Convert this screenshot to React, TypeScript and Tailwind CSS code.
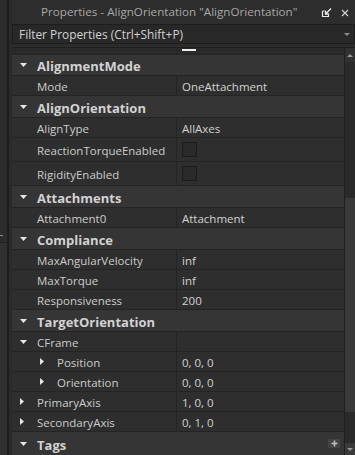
import React from 'react';

type Row =
  | { kind: 'cat'; label: string; h?: string }
  | {
      kind: 'prop';
      label: string;
      value?: string;
      check?: boolean;
      indent?: number;
      arrow?: 'down' | 'right';
    };

const rows: Row[] = [
  { kind: 'cat', label: 'AlignmentMode', h: 'h-[21px]' },
  { kind: 'prop', label: 'Mode', value: 'OneAttachment' },
  { kind: 'cat', label: 'AlignOrientation' },
  { kind: 'prop', label: 'AlignType', value: 'AllAxes' },
  { kind: 'prop', label: 'ReactionTorqueEnabled', check: true },
  { kind: 'prop', label: 'RigidityEnabled', check: true },
  { kind: 'cat', label: 'Attachments' },
  { kind: 'prop', label: 'Attachment0', value: 'Attachment' },
  { kind: 'cat', label: 'Compliance' },
  { kind: 'prop', label: 'MaxAngularVelocity', value: 'inf' },
  { kind: 'prop', label: 'MaxTorque', value: 'inf' },
  { kind: 'prop', label: 'Responsiveness', value: '200' },
  { kind: 'cat', label: 'TargetOrientation' },
  { kind: 'prop', label: 'CFrame', arrow: 'down' },
  { kind: 'prop', label: 'Position', value: '0, 0, 0', indent: 1, arrow: 'right' },
  { kind: 'prop', label: 'Orientation', value: '0, 0, 0', indent: 1, arrow: 'right' },
  { kind: 'prop', label: 'PrimaryAxis', value: '1, 0, 0', arrow: 'right' },
  { kind: 'prop', label: 'SecondaryAxis', value: '0, 1, 0', arrow: 'right' },
];

const Down = () => (
  <svg width="7" height="4" viewBox="0 0 7 4" className="shrink-0">
    <path d="M0 0 H7 L3.5 4 Z" fill="#e6e6e6" />
  </svg>
);

const Right = () => (
  <svg width="4" height="7" viewBox="0 0 4 7" className="shrink-0">
    <path d="M0 0 V7 L4 3.5 Z" fill="#e6e6e6" />
  </svg>
);

const CatRow = ({ label, h }: { label: string; h?: string }) => (
  <div className={`${h ?? 'h-[22px]'} shrink-0 flex items-center bg-[#353535] border-b border-[#242424]`}>
    <div className="w-[25px] pl-[8px] flex items-center">
      <Down />
    </div>
    <span className="pt-[2px] font-bold text-[13px] text-[#d2d2d2]">{label}</span>
  </div>
);

const PropRow = ({ row }: { row: Extract<Row, { kind: 'prop' }> }) => (
  <div className={`${row.check ? 'h-[24px]' : 'h-[20px]'} shrink-0 flex bg-[#2e2e2e] border-b border-[#242424]`}>
    <div className="w-[165px] shrink-0 flex items-center border-r border-[#242424]">
      <div className={`${row.indent ? 'w-[45px] pl-[28px]' : 'w-[25px] pl-[8px]'} flex items-center`}>
        {row.arrow === 'down' && <Down />}
        {row.arrow === 'right' && <Right />}
      </div>
      <span className="pt-[2px] text-[#cccccc] whitespace-nowrap">{row.label}</span>
    </div>
    <div className="flex-1 flex items-center pl-[5px] text-[#d2d2d2]">
      {row.check ? (
        <div className="w-[15px] h-[15px] bg-[#2a2a2a] border border-[#1b1b1b]" />
      ) : (
        <span className="pt-[2px]">{row.value}</span>
      )}
    </div>
  </div>
);

export default function App() {
  return (
    <div className="w-[355px] h-[455px] flex bg-[#2b2b2b] overflow-hidden font-['Open_Sans',sans-serif] text-[11.5px] leading-[16px]">
      {/* neighbouring dock area */}
      <div className="w-[12px] shrink-0 flex">
        <div className="w-[7px] flex flex-col">
          <div className="h-[243px] bg-[#2c2c2c] border-b border-[#1f1f1f] relative">
            <div className="absolute left-0 top-[235px] w-[3px] h-px bg-[#8a8a8a]" />
          </div>
          <div className="flex-1 bg-[#303030]" />
        </div>
        <div className="w-[2px] bg-[#1e1e1e]" />
        <div className="w-[3px] bg-[#2a2a2a]" />
      </div>

      <div className="flex-1 flex flex-col bg-[#2d2d2d] min-w-0">
        {/* title bar */}
        <div className="h-[24px] shrink-0 flex items-center relative">
          <span className="pl-[29px] text-[11.65px] text-[#a8a8a8] whitespace-nowrap">
            Properties - AlignOrientation "AlignOrientation"
          </span>
          <div className="absolute right-[6px] top-[8px] flex items-center gap-[9px]">
            <svg width="11" height="10" viewBox="0 0 11 10">
              <path d="M1.5 3 V8.5 H7.5 V6.5 M1.5 3 H3.5" stroke="#ececec" strokeWidth="1.2" fill="none" />
              <path d="M10 0.5 L5 5.5 M4.5 2.5 V6 H8" stroke="#ececec" strokeWidth="1.3" fill="none" />
            </svg>
            <svg width="8" height="8" viewBox="0 0 8 8">
              <path d="M1 1 L7 7 M7 1 L1 7" stroke="#cfcfcf" strokeWidth="1.2" />
            </svg>
          </div>
        </div>

        {/* filter box */}
        <div className="h-[20px] shrink-0 flex items-center bg-[#282828] border border-[#1d1d1d] pl-[6px] pr-[4px]">
          <span className="flex-1 text-[11.9px] text-[#d2d2d2] whitespace-nowrap">Filter Properties (Ctrl+Shift+P)</span>
          <svg width="6" height="3" viewBox="0 0 6 3">
            <path d="M0 0 H6 L3 3 Z" fill="#8a8a8a" />
          </svg>
        </div>

        <div className="h-[3px] shrink-0" />

        {/* property grid */}
        <div className="flex-1 flex border-t border-[#1f1f1f] min-h-0">
          <div className="flex-1 flex flex-col min-w-0">
            <div className="h-[7px] shrink-0 flex bg-[#2a2a2a] border-b border-[#242424]">
              <div className="w-[165px] border-r border-[#222222]" />
              <div className="pl-[5px] pt-[1px]">
                <div className="w-[14px] h-[2px] bg-[#f0f0f0]" />
              </div>
            </div>
            {rows.map((r, i) =>
              r.kind === 'cat' ? <CatRow key={i} label={r.label} h={r.h} /> : <PropRow key={i} row={r} />
            )}
            <div className="h-[23px] shrink-0 flex items-center bg-[#353535] pr-[4px]">
              <div className="w-[25px] pl-[8px] flex items-center">
                <Down />
              </div>
              <span className="flex-1 pt-[2px] font-bold text-[13px] text-[#d2d2d2]">Tags</span>
              <div className="w-[12px] h-[9px] bg-[#444444] flex items-center justify-center">
                <svg width="7" height="7" viewBox="0 0 7 7">
                  <path d="M3.5 0.5 V6.5 M0.5 3.5 H6.5" stroke="#c0c0c0" strokeWidth="1.5" />
                </svg>
              </div>
            </div>
          </div>

          {/* scrollbar */}
          <div className="w-[11px] shrink-0 flex flex-col bg-[#2a2a2a] border-l border-[#1f1f1f]">
            <div className="h-[14px] flex items-center justify-center bg-[#313131]">
              <svg width="6" height="3" viewBox="0 0 6 3">
                <path d="M0 3 H6 L3 0 Z" fill="#9a9a9a" />
              </svg>
            </div>
            <div className="h-[136px]" />
            <div className="h-[214px] bg-[#393939]" />
            <div className="flex-1" />
            <div className="h-[12px] flex items-center justify-center bg-[#3a3a3a]">
              <svg width="6" height="3" viewBox="0 0 6 3">
                <path d="M0 0 H6 L3 3 Z" fill="#9a9a9a" />
              </svg>
            </div>
          </div>
        </div>
      </div>
    </div>
  );
}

** Written exercise **
Could you repeat all of the material exactly? Pictures should not be copied.

** Solution for this problem **
Convert this screenshot to React, TypeScript and Tailwind CSS code.
import React from 'react';

type Row =
  | { kind: 'cat'; label: string; h?: string }
  | {
      kind: 'prop';
      label: string;
      value?: string;
      check?: boolean;
      indent?: number;
      arrow?: 'down' | 'right';
    };

const rows: Row[] = [
  { kind: 'cat', label: 'AlignmentMode', h: 'h-[21px]' },
  { kind: 'prop', label: 'Mode', value: 'OneAttachment' },
  { kind: 'cat', label: 'AlignOrientation' },
  { kind: 'prop', label: 'AlignType', value: 'AllAxes' },
  { kind: 'prop', label: 'ReactionTorqueEnabled', check: true },
  { kind: 'prop', label: 'RigidityEnabled', check: true },
  { kind: 'cat', label: 'Attachments' },
  { kind: 'prop', label: 'Attachment0', value: 'Attachment' },
  { kind: 'cat', label: 'Compliance' },
  { kind: 'prop', label: 'MaxAngularVelocity', value: 'inf' },
  { kind: 'prop', label: 'MaxTorque', value: 'inf' },
  { kind: 'prop', label: 'Responsiveness', value: '200' },
  { kind: 'cat', label: 'TargetOrientation' },
  { kind: 'prop', label: 'CFrame', arrow: 'down' },
  { kind: 'prop', label: 'Position', value: '0, 0, 0', indent: 1, arrow: 'right' },
  { kind: 'prop', label: 'Orientation', value: '0, 0, 0', indent: 1, arrow: 'right' },
  { kind: 'prop', label: 'PrimaryAxis', value: '1, 0, 0', arrow: 'right' },
  { kind: 'prop', label: 'SecondaryAxis', value: '0, 1, 0', arrow: 'right' },
];

const Down = () => (
  <svg width="7" height="4" viewBox="0 0 7 4" className="shrink-0">
    <path d="M0 0 H7 L3.5 4 Z" fill="#e6e6e6" />
  </svg>
);

const Right = () => (
  <svg width="4" height="7" viewBox="0 0 4 7" className="shrink-0">
    <path d="M0 0 V7 L4 3.5 Z" fill="#e6e6e6" />
  </svg>
);

const CatRow = ({ label, h }: { label: string; h?: string }) => (
  <div className={`${h ?? 'h-[22px]'} shrink-0 flex items-center bg-[#353535] border-b border-[#242424]`}>
    <div className="w-[25px] pl-[8px] flex items-center">
      <Down />
    </div>
    <span className="pt-[2px] font-bold text-[13px] text-[#d2d2d2]">{label}</span>
  </div>
);

const PropRow = ({ row }: { row: Extract<Row, { kind: 'prop' }> }) => (
  <div className={`${row.check ? 'h-[24px]' : 'h-[20px]'} shrink-0 flex bg-[#2e2e2e] border-b border-[#242424]`}>
    <div className="w-[165px] shrink-0 flex items-center border-r border-[#242424]">
      <div className={`${row.indent ? 'w-[45px] pl-[28px]' : 'w-[25px] pl-[8px]'} flex items-center`}>
        {row.arrow === 'down' && <Down />}
        {row.arrow === 'right' && <Right />}
      </div>
      <span className="pt-[2px] text-[#cccccc] whitespace-nowrap">{row.label}</span>
    </div>
    <div className="flex-1 flex items-center pl-[5px] text-[#d2d2d2]">
      {row.check ? (
        <div className="w-[15px] h-[15px] bg-[#2a2a2a] border border-[#1b1b1b]" />
      ) : (
        <span className="pt-[2px]">{row.value}</span>
      )}
    </div>
  </div>
);

export default function App() {
  return (
    <div className="w-[355px] h-[455px] flex bg-[#2b2b2b] overflow-hidden font-['Open_Sans',sans-serif] text-[11.5px] leading-[16px]">
      {/* neighbouring dock area */}
      <div className="w-[12px] shrink-0 flex">
        <div className="w-[7px] flex flex-col">
          <div className="h-[243px] bg-[#2c2c2c] border-b border-[#1f1f1f] relative">
            <div className="absolute left-0 top-[235px] w-[3px] h-px bg-[#8a8a8a]" />
          </div>
          <div className="flex-1 bg-[#303030]" />
        </div>
        <div className="w-[2px] bg-[#1e1e1e]" />
        <div className="w-[3px] bg-[#2a2a2a]" />
      </div>

      <div className="flex-1 flex flex-col bg-[#2d2d2d] min-w-0">
        {/* title bar */}
        <div className="h-[24px] shrink-0 flex items-center relative">
          <span className="pl-[29px] text-[11.65px] text-[#a8a8a8] whitespace-nowrap">
            Properties - AlignOrientation "AlignOrientation"
          </span>
          <div className="absolute right-[6px] top-[8px] flex items-center gap-[9px]">
            <svg width="11" height="10" viewBox="0 0 11 10">
              <path d="M1.5 3 V8.5 H7.5 V6.5 M1.5 3 H3.5" stroke="#ececec" strokeWidth="1.2" fill="none" />
              <path d="M10 0.5 L5 5.5 M4.5 2.5 V6 H8" stroke="#ececec" strokeWidth="1.3" fill="none" />
            </svg>
            <svg width="8" height="8" viewBox="0 0 8 8">
              <path d="M1 1 L7 7 M7 1 L1 7" stroke="#cfcfcf" strokeWidth="1.2" />
            </svg>
          </div>
        </div>

        {/* filter box */}
        <div className="h-[20px] shrink-0 flex items-center bg-[#282828] border border-[#1d1d1d] pl-[6px] pr-[4px]">
          <span className="flex-1 text-[11.9px] text-[#d2d2d2] whitespace-nowrap">Filter Properties (Ctrl+Shift+P)</span>
          <svg width="6" height="3" viewBox="0 0 6 3">
            <path d="M0 0 H6 L3 3 Z" fill="#8a8a8a" />
          </svg>
        </div>

        <div className="h-[3px] shrink-0" />

        {/* property grid */}
        <div className="flex-1 flex border-t border-[#1f1f1f] min-h-0">
          <div className="flex-1 flex flex-col min-w-0">
            <div className="h-[7px] shrink-0 flex bg-[#2a2a2a] border-b border-[#242424]">
              <div className="w-[165px] border-r border-[#222222]" />
              <div className="pl-[5px] pt-[1px]">
                <div className="w-[14px] h-[2px] bg-[#f0f0f0]" />
              </div>
            </div>
            {rows.map((r, i) =>
              r.kind === 'cat' ? <CatRow key={i} label={r.label} h={r.h} /> : <PropRow key={i} row={r} />
            )}
            <div className="h-[23px] shrink-0 flex items-center bg-[#353535] pr-[4px]">
              <div className="w-[25px] pl-[8px] flex items-center">
                <Down />
              </div>
              <span className="flex-1 pt-[2px] font-bold text-[13px] text-[#d2d2d2]">Tags</span>
              <div className="w-[12px] h-[9px] bg-[#444444] flex items-center justify-center">
                <svg width="7" height="7" viewBox="0 0 7 7">
                  <path d="M3.5 0.5 V6.5 M0.5 3.5 H6.5" stroke="#c0c0c0" strokeWidth="1.5" />
                </svg>
              </div>
            </div>
          </div>

          {/* scrollbar */}
          <div className="w-[11px] shrink-0 flex flex-col bg-[#2a2a2a] border-l border-[#1f1f1f]">
            <div className="h-[14px] flex items-center justify-center bg-[#313131]">
              <svg width="6" height="3" viewBox="0 0 6 3">
                <path d="M0 3 H6 L3 0 Z" fill="#9a9a9a" />
              </svg>
            </div>
            <div className="h-[136px]" />
            <div className="h-[214px] bg-[#393939]" />
            <div className="flex-1" />
            <div className="h-[12px] flex items-center justify-center bg-[#3a3a3a]">
              <svg width="6" height="3" viewBox="0 0 6 3">
                <path d="M0 0 H6 L3 3 Z" fill="#9a9a9a" />
              </svg>
            </div>
          </div>
        </div>
      </div>
    </div>
  );
}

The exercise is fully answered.